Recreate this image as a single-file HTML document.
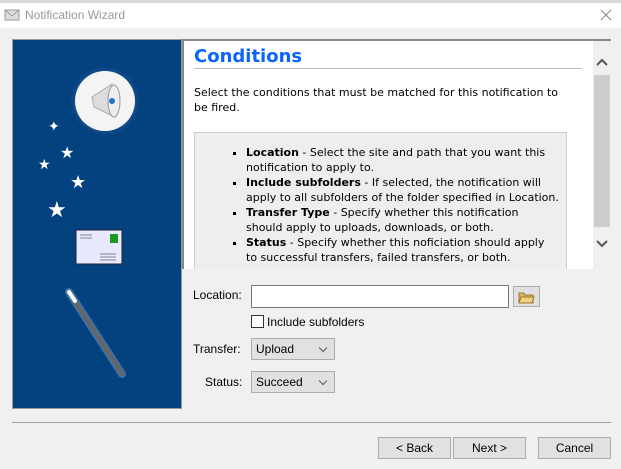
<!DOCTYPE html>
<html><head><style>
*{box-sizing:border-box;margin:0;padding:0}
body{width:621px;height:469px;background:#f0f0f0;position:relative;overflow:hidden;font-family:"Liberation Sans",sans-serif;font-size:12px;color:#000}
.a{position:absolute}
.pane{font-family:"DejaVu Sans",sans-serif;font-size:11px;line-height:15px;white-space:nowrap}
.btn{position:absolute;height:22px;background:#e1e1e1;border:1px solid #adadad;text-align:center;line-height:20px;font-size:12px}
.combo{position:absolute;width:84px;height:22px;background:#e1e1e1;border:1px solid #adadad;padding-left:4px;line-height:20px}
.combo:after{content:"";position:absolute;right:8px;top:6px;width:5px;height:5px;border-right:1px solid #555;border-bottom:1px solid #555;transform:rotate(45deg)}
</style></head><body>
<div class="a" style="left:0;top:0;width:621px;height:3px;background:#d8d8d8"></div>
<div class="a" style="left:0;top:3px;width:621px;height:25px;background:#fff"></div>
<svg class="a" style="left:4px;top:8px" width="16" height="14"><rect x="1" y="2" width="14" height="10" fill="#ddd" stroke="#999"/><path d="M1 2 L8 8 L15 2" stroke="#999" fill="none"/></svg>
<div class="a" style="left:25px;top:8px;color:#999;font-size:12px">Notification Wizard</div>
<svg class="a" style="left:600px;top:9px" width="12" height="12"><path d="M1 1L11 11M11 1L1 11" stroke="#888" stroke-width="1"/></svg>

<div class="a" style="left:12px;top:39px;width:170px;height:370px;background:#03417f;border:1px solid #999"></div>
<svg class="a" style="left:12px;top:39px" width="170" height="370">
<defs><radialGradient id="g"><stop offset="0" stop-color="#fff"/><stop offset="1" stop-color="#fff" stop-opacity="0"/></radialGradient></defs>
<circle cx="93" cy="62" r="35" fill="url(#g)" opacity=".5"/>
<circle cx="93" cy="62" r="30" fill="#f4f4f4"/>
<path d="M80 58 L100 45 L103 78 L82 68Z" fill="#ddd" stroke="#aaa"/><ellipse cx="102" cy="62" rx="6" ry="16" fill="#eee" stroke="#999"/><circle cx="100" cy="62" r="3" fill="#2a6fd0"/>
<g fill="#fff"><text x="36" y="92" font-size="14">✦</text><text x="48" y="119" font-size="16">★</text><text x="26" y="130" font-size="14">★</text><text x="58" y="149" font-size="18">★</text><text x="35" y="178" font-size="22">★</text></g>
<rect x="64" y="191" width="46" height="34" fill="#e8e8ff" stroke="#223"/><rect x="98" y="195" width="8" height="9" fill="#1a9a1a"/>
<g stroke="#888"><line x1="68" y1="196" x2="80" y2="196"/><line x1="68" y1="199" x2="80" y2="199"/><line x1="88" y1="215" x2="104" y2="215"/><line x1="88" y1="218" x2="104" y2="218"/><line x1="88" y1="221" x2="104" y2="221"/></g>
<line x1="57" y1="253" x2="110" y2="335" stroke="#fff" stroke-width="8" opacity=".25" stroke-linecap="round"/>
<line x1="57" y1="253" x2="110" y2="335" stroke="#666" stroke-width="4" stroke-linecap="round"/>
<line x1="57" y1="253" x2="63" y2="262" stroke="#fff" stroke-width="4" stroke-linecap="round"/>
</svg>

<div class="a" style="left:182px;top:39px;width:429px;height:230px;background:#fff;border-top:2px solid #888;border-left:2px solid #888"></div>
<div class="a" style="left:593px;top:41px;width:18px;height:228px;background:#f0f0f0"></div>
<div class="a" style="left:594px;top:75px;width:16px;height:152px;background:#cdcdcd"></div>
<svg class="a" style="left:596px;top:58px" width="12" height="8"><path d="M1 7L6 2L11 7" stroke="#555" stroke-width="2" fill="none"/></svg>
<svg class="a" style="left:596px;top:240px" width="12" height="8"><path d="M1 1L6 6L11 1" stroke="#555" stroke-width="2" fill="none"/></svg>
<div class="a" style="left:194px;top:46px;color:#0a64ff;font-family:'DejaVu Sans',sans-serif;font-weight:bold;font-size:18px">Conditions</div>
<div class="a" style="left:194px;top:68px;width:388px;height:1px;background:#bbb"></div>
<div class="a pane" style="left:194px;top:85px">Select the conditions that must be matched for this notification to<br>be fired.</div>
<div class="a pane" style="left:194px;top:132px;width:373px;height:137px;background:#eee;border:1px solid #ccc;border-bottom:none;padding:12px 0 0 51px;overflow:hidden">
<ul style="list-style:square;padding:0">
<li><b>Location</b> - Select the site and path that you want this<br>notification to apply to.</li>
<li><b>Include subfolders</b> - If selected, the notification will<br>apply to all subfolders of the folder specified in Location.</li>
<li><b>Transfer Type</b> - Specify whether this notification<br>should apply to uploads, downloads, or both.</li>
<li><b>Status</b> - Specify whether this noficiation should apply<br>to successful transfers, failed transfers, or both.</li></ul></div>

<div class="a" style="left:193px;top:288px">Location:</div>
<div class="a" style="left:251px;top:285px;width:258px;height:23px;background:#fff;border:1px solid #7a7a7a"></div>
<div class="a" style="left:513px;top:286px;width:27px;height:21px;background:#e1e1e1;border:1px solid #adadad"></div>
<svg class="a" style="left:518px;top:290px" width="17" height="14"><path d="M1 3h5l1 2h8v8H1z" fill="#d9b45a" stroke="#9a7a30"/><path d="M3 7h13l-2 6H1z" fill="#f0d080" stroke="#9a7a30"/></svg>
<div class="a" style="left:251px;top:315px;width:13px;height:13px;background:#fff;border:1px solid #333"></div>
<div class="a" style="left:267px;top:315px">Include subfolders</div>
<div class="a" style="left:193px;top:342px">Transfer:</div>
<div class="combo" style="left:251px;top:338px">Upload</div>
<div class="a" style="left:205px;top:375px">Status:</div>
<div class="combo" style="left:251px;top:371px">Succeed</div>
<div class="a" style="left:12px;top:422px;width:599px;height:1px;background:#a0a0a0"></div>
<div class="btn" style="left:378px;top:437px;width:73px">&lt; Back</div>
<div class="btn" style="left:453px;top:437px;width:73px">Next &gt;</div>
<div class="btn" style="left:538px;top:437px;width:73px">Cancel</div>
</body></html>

### Exercise directions
Do not include the images; transcribe the rest of the listing exactly.

### Written answer
Recreate this image as a single-file HTML document.
<!DOCTYPE html>
<html><head><style>
*{box-sizing:border-box;margin:0;padding:0}
body{width:621px;height:469px;background:#f0f0f0;position:relative;overflow:hidden;font-family:"Liberation Sans",sans-serif;font-size:12px;color:#000}
.a{position:absolute}
.pane{font-family:"DejaVu Sans",sans-serif;font-size:11px;line-height:15px;white-space:nowrap}
.btn{position:absolute;height:22px;background:#e1e1e1;border:1px solid #adadad;text-align:center;line-height:20px;font-size:12px}
.combo{position:absolute;width:84px;height:22px;background:#e1e1e1;border:1px solid #adadad;padding-left:4px;line-height:20px}
.combo:after{content:"";position:absolute;right:8px;top:6px;width:5px;height:5px;border-right:1px solid #555;border-bottom:1px solid #555;transform:rotate(45deg)}
</style></head><body>
<div class="a" style="left:0;top:0;width:621px;height:3px;background:#d8d8d8"></div>
<div class="a" style="left:0;top:3px;width:621px;height:25px;background:#fff"></div>
<svg class="a" style="left:4px;top:8px" width="16" height="14"><rect x="1" y="2" width="14" height="10" fill="#ddd" stroke="#999"/><path d="M1 2 L8 8 L15 2" stroke="#999" fill="none"/></svg>
<div class="a" style="left:25px;top:8px;color:#999;font-size:12px">Notification Wizard</div>
<svg class="a" style="left:600px;top:9px" width="12" height="12"><path d="M1 1L11 11M11 1L1 11" stroke="#888" stroke-width="1"/></svg>

<div class="a" style="left:12px;top:39px;width:170px;height:370px;background:#03417f;border:1px solid #999"></div>
<svg class="a" style="left:12px;top:39px" width="170" height="370">
<defs><radialGradient id="g"><stop offset="0" stop-color="#fff"/><stop offset="1" stop-color="#fff" stop-opacity="0"/></radialGradient></defs>
<circle cx="93" cy="62" r="35" fill="url(#g)" opacity=".5"/>
<circle cx="93" cy="62" r="30" fill="#f4f4f4"/>
<path d="M80 58 L100 45 L103 78 L82 68Z" fill="#ddd" stroke="#aaa"/><ellipse cx="102" cy="62" rx="6" ry="16" fill="#eee" stroke="#999"/><circle cx="100" cy="62" r="3" fill="#2a6fd0"/>
<g fill="#fff"><text x="36" y="92" font-size="14">✦</text><text x="48" y="119" font-size="16">★</text><text x="26" y="130" font-size="14">★</text><text x="58" y="149" font-size="18">★</text><text x="35" y="178" font-size="22">★</text></g>
<rect x="64" y="191" width="46" height="34" fill="#e8e8ff" stroke="#223"/><rect x="98" y="195" width="8" height="9" fill="#1a9a1a"/>
<g stroke="#888"><line x1="68" y1="196" x2="80" y2="196"/><line x1="68" y1="199" x2="80" y2="199"/><line x1="88" y1="215" x2="104" y2="215"/><line x1="88" y1="218" x2="104" y2="218"/><line x1="88" y1="221" x2="104" y2="221"/></g>
<line x1="57" y1="253" x2="110" y2="335" stroke="#fff" stroke-width="8" opacity=".25" stroke-linecap="round"/>
<line x1="57" y1="253" x2="110" y2="335" stroke="#666" stroke-width="4" stroke-linecap="round"/>
<line x1="57" y1="253" x2="63" y2="262" stroke="#fff" stroke-width="4" stroke-linecap="round"/>
</svg>

<div class="a" style="left:182px;top:39px;width:429px;height:230px;background:#fff;border-top:2px solid #888;border-left:2px solid #888"></div>
<div class="a" style="left:593px;top:41px;width:18px;height:228px;background:#f0f0f0"></div>
<div class="a" style="left:594px;top:75px;width:16px;height:152px;background:#cdcdcd"></div>
<svg class="a" style="left:596px;top:58px" width="12" height="8"><path d="M1 7L6 2L11 7" stroke="#555" stroke-width="2" fill="none"/></svg>
<svg class="a" style="left:596px;top:240px" width="12" height="8"><path d="M1 1L6 6L11 1" stroke="#555" stroke-width="2" fill="none"/></svg>
<div class="a" style="left:194px;top:46px;color:#0a64ff;font-family:'DejaVu Sans',sans-serif;font-weight:bold;font-size:18px">Conditions</div>
<div class="a" style="left:194px;top:68px;width:388px;height:1px;background:#bbb"></div>
<div class="a pane" style="left:194px;top:85px">Select the conditions that must be matched for this notification to<br>be fired.</div>
<div class="a pane" style="left:194px;top:132px;width:373px;height:137px;background:#eee;border:1px solid #ccc;border-bottom:none;padding:12px 0 0 51px;overflow:hidden">
<ul style="list-style:square;padding:0">
<li><b>Location</b> - Select the site and path that you want this<br>notification to apply to.</li>
<li><b>Include subfolders</b> - If selected, the notification will<br>apply to all subfolders of the folder specified in Location.</li>
<li><b>Transfer Type</b> - Specify whether this notification<br>should apply to uploads, downloads, or both.</li>
<li><b>Status</b> - Specify whether this noficiation should apply<br>to successful transfers, failed transfers, or both.</li></ul></div>

<div class="a" style="left:193px;top:288px">Location:</div>
<div class="a" style="left:251px;top:285px;width:258px;height:23px;background:#fff;border:1px solid #7a7a7a"></div>
<div class="a" style="left:513px;top:286px;width:27px;height:21px;background:#e1e1e1;border:1px solid #adadad"></div>
<svg class="a" style="left:518px;top:290px" width="17" height="14"><path d="M1 3h5l1 2h8v8H1z" fill="#d9b45a" stroke="#9a7a30"/><path d="M3 7h13l-2 6H1z" fill="#f0d080" stroke="#9a7a30"/></svg>
<div class="a" style="left:251px;top:315px;width:13px;height:13px;background:#fff;border:1px solid #333"></div>
<div class="a" style="left:267px;top:315px">Include subfolders</div>
<div class="a" style="left:193px;top:342px">Transfer:</div>
<div class="combo" style="left:251px;top:338px">Upload</div>
<div class="a" style="left:205px;top:375px">Status:</div>
<div class="combo" style="left:251px;top:371px">Succeed</div>
<div class="a" style="left:12px;top:422px;width:599px;height:1px;background:#a0a0a0"></div>
<div class="btn" style="left:378px;top:437px;width:73px">&lt; Back</div>
<div class="btn" style="left:453px;top:437px;width:73px">Next &gt;</div>
<div class="btn" style="left:538px;top:437px;width:73px">Cancel</div>
</body></html>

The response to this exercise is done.